I used to say “I want my MTV” back in the day. Now I am saying: “I want my Microsoft Nokia Lumia 900.”  Please hurry, I need a new phone, and if I have to buy something else, I don’t know if I can wait 2 more years and still be an advocate. I know no one wants to be the last lone voice of diminishing thunder, as time roles on.  Then, innovate, fast. Already there are thinner phones from Samsung and Motorola, the Nokia 900 is already too thick and heavy relative to competitors. Lightening is striking everywhere and igniting urgency and speed, except where you would expect it most.

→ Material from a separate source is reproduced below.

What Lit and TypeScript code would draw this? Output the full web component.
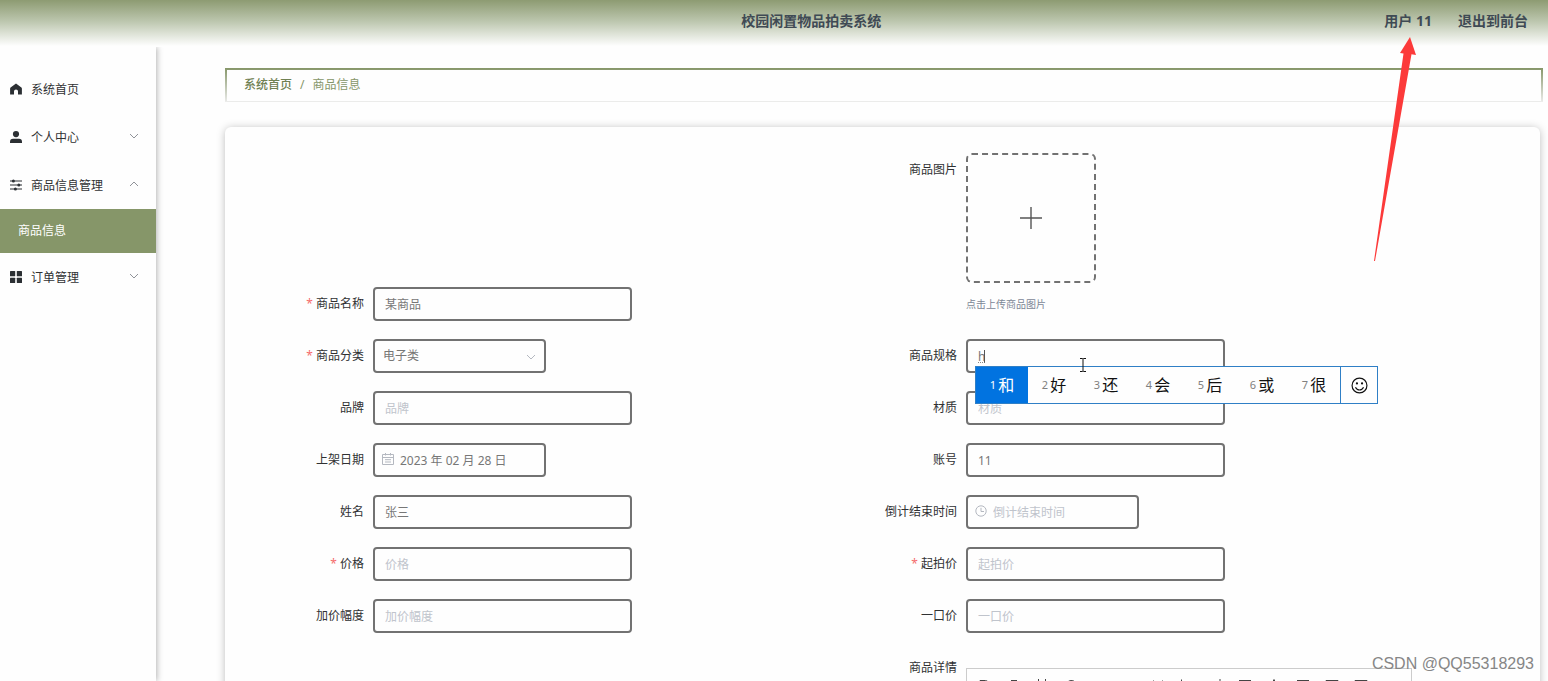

Last point to consider as I continue to wish i could get a Lumia 900 on Sprint…, is get new marketing. The current approach is going to do irreversible damage to the brand, and the ultimate level of success in the market. I’m ready to buy as soon as Microsoft and Nokia deliver.

What do you think? Please leave a comment. This is an open opportunity to crowd source innovation for Microsoft and Nokia.

Image credit: Nokia / Microsoft

One Response to Windows Nokia Marketing Strategy: Base it on Abundance, Not Scarcity

  1. A lot has happened in the past few weeks, but recently, the WSJ wrote that Nokia is halving the price of the lumia 900. http://online.wsj.com/article/SB10001424052702303754904577528564085752838.html This is a fine move, but missed the key point that they are still strapped, in the US, to a single, and arguably, one of the lesser, carriers. Customers want the phone, but not bad enough to switch carriers. That kind of exclusive demand driven by scarcity only happens once, and that was with the iPhone, 4+ years ago. The strategy necessary now, is to make this phone available through all the US carriers. That will have an impact. If MSFT/Nokia wait too long, the phone will not sell with any strategy with new competitors launching monthly.

    Delay only demonstrates a tentative nature, and failure to lead.